MATERIAL PROVIDED
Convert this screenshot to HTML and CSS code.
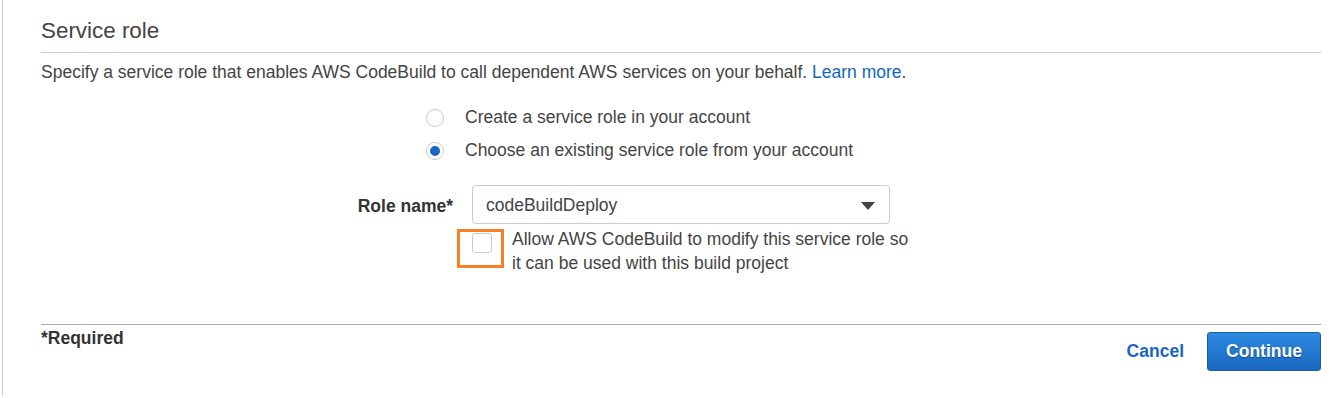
FILE: index.html
```html
<!DOCTYPE html>
<html lang="en">
<head>
  <title>Service role</title>
  <meta name="viewport" content="width=device-width, initial-scale=1">
  <meta charset="UTF-8">
  <link rel="stylesheet" href="styles.css">
</head>
<body>
  <div class="page">
    <h2 class="section-title">Service role</h2>
    <p class="section-desc">
      Specify a service role that enables AWS CodeBuild to call dependent AWS services on your behalf.
      <a href="#" class="link">Learn more</a>.
    </p>

    <div class="radio-group">
      <label class="radio-row">
        <span class="radio"></span>
        Create a service role in your account
      </label>
      <label class="radio-row">
        <span class="radio checked"></span>
        Choose an existing service role from your account
      </label>
    </div>

    <div class="form-grid">
      <div class="field-label">Role name*</div>
      <div class="select">
        <span>codeBuildDeploy</span>
        <span class="caret"></span>
      </div>

      <div class="check-row">
        <span class="checkbox-wrap">
          <span class="checkbox"></span>
          <span class="highlight"></span>
        </span>
        <span class="check-text">Allow AWS CodeBuild to modify this service role so it can be used with this build project</span>
      </div>
    </div>

    <div class="footer">
      <div class="required">*Required</div>
      <div class="actions">
        <a href="#" class="cancel">Cancel</a>
        <button class="btn-primary">Continue</button>
      </div>
    </div>
  </div>
</body>
</html>
```

FILE: styles.css
```css
body {
  font-family: "Liberation Sans", Arial, sans-serif;
  margin: 0;
  padding: 0 0 0 2px;
  background: #fff;
  color: #444;
}
.page {
  border-left: 1px solid #ccc;
  padding: 0 23px 2px 38px;
  height: 396px;
  box-sizing: border-box;
}
.section-title {
  margin: 0;
  padding: 16px 0 6px;
  font-size: 22.4px;
  font-weight: normal;
  line-height: 30px;
  border-bottom: 1px solid #ccc;
}
.section-desc {
  margin: 9px 0 0;
  font-size: 17.5px;
  line-height: 20px;
}
.link {
  color: #1166bb;
  text-decoration: none;
}
.radio-group {
  margin: 19px 0 0 385px;
}
.radio-row {
  display: flex;
  align-items: center;
  gap: 21px;
  height: 33px;
  font-size: 17.5px;
}
.radio {
  width: 16px;
  height: 16px;
  border: 1px solid #ccc;
  border-radius: 50%;
  box-sizing: content-box;
  position: relative;
}
.radio.checked::after {
  content: "";
  position: absolute;
  left: 3px;
  top: 3px;
  width: 10px;
  height: 10px;
  border-radius: 50%;
  background: #1a66c2;
}
.form-grid {
  display: grid;
  grid-template-columns: 412px 418px;
  column-gap: 19px;
  margin-top: 18px;
  font-size: 17.5px;
}
.field-label {
  font-weight: bold;
  text-align: right;
  align-self: center;
  padding-top: 3px;
  color: #333;
}
.select {
  height: 39px;
  box-sizing: border-box;
  border: 1px solid #ccc;
  border-radius: 4px;
  display: flex;
  align-items: center;
  justify-content: space-between;
  padding: 2px 14px 0 13px;
}
.caret {
  width: 0;
  height: 0;
  border-left: 7px solid transparent;
  border-right: 7px solid transparent;
  border-top: 8px solid #444;
}
.check-row {
  grid-column: 2;
  display: flex;
  gap: 20px;
  margin-top: 3px;
  line-height: 24px;
}
.checkbox-wrap {
  position: relative;
  width: 20px;
  flex: none;
  padding-top: 6px;
}
.checkbox {
  display: block;
  width: 20px;
  height: 20px;
  box-sizing: border-box;
  border: 1px solid #ccc;
  border-radius: 3px;
}
.highlight {
  position: absolute;
  left: -15px;
  top: 2px;
  width: 47px;
  height: 39px;
  box-sizing: border-box;
  border: 3px solid #f58025;
}
.check-text {
  flex: none;
  width: 405px;
}
.footer {
  margin-top: 49px;
  border-top: 1px solid #aaa;
  display: flex;
  justify-content: space-between;
  align-items: flex-start;
}
.required {
  font-weight: bold;
  font-size: 17.5px;
  line-height: 26px;
  color: #333;
}
.actions {
  display: flex;
  align-items: center;
  gap: 23px;
  margin-top: 7px;
}
.cancel {
  color: #1a66c2;
  font-weight: bold;
  font-size: 17.5px;
  text-decoration: none;
}
.btn-primary {
  font-family: inherit;
  font-size: 17.5px;
  font-weight: bold;
  color: #fff;
  width: 114px;
  height: 39px;
  border: 1px solid #1a5ea8;
  border-radius: 3px;
  background: linear-gradient(#2d8ae2, #1968c0);
  text-shadow: 0 1px 1px rgba(0,0,0,0.4);
  cursor: pointer;
}
```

GIVEN PROBLEM
Restate the whole of the material word for word without the pictures.

SOLUTION
Convert this screenshot to HTML and CSS code.
FILE: index.html
```html
<!DOCTYPE html>
<html lang="en">
<head>
  <title>Service role</title>
  <meta name="viewport" content="width=device-width, initial-scale=1">
  <meta charset="UTF-8">
  <link rel="stylesheet" href="styles.css">
</head>
<body>
  <div class="page">
    <h2 class="section-title">Service role</h2>
    <p class="section-desc">
      Specify a service role that enables AWS CodeBuild to call dependent AWS services on your behalf.
      <a href="#" class="link">Learn more</a>.
    </p>

    <div class="radio-group">
      <label class="radio-row">
        <span class="radio"></span>
        Create a service role in your account
      </label>
      <label class="radio-row">
        <span class="radio checked"></span>
        Choose an existing service role from your account
      </label>
    </div>

    <div class="form-grid">
      <div class="field-label">Role name*</div>
      <div class="select">
        <span>codeBuildDeploy</span>
        <span class="caret"></span>
      </div>

      <div class="check-row">
        <span class="checkbox-wrap">
          <span class="checkbox"></span>
          <span class="highlight"></span>
        </span>
        <span class="check-text">Allow AWS CodeBuild to modify this service role so it can be used with this build project</span>
      </div>
    </div>

    <div class="footer">
      <div class="required">*Required</div>
      <div class="actions">
        <a href="#" class="cancel">Cancel</a>
        <button class="btn-primary">Continue</button>
      </div>
    </div>
  </div>
</body>
</html>
```

FILE: styles.css
```css
body {
  font-family: "Liberation Sans", Arial, sans-serif;
  margin: 0;
  padding: 0 0 0 2px;
  background: #fff;
  color: #444;
}
.page {
  border-left: 1px solid #ccc;
  padding: 0 23px 2px 38px;
  height: 396px;
  box-sizing: border-box;
}
.section-title {
  margin: 0;
  padding: 16px 0 6px;
  font-size: 22.4px;
  font-weight: normal;
  line-height: 30px;
  border-bottom: 1px solid #ccc;
}
.section-desc {
  margin: 9px 0 0;
  font-size: 17.5px;
  line-height: 20px;
}
.link {
  color: #1166bb;
  text-decoration: none;
}
.radio-group {
  margin: 19px 0 0 385px;
}
.radio-row {
  display: flex;
  align-items: center;
  gap: 21px;
  height: 33px;
  font-size: 17.5px;
}
.radio {
  width: 16px;
  height: 16px;
  border: 1px solid #ccc;
  border-radius: 50%;
  box-sizing: content-box;
  position: relative;
}
.radio.checked::after {
  content: "";
  position: absolute;
  left: 3px;
  top: 3px;
  width: 10px;
  height: 10px;
  border-radius: 50%;
  background: #1a66c2;
}
.form-grid {
  display: grid;
  grid-template-columns: 412px 418px;
  column-gap: 19px;
  margin-top: 18px;
  font-size: 17.5px;
}
.field-label {
  font-weight: bold;
  text-align: right;
  align-self: center;
  padding-top: 3px;
  color: #333;
}
.select {
  height: 39px;
  box-sizing: border-box;
  border: 1px solid #ccc;
  border-radius: 4px;
  display: flex;
  align-items: center;
  justify-content: space-between;
  padding: 2px 14px 0 13px;
}
.caret {
  width: 0;
  height: 0;
  border-left: 7px solid transparent;
  border-right: 7px solid transparent;
  border-top: 8px solid #444;
}
.check-row {
  grid-column: 2;
  display: flex;
  gap: 20px;
  margin-top: 3px;
  line-height: 24px;
}
.checkbox-wrap {
  position: relative;
  width: 20px;
  flex: none;
  padding-top: 6px;
}
.checkbox {
  display: block;
  width: 20px;
  height: 20px;
  box-sizing: border-box;
  border: 1px solid #ccc;
  border-radius: 3px;
}
.highlight {
  position: absolute;
  left: -15px;
  top: 2px;
  width: 47px;
  height: 39px;
  box-sizing: border-box;
  border: 3px solid #f58025;
}
.check-text {
  flex: none;
  width: 405px;
}
.footer {
  margin-top: 49px;
  border-top: 1px solid #aaa;
  display: flex;
  justify-content: space-between;
  align-items: flex-start;
}
.required {
  font-weight: bold;
  font-size: 17.5px;
  line-height: 26px;
  color: #333;
}
.actions {
  display: flex;
  align-items: center;
  gap: 23px;
  margin-top: 7px;
}
.cancel {
  color: #1a66c2;
  font-weight: bold;
  font-size: 17.5px;
  text-decoration: none;
}
.btn-primary {
  font-family: inherit;
  font-size: 17.5px;
  font-weight: bold;
  color: #fff;
  width: 114px;
  height: 39px;
  border: 1px solid #1a5ea8;
  border-radius: 3px;
  background: linear-gradient(#2d8ae2, #1968c0);
  text-shadow: 0 1px 1px rgba(0,0,0,0.4);
  cursor: pointer;
}
```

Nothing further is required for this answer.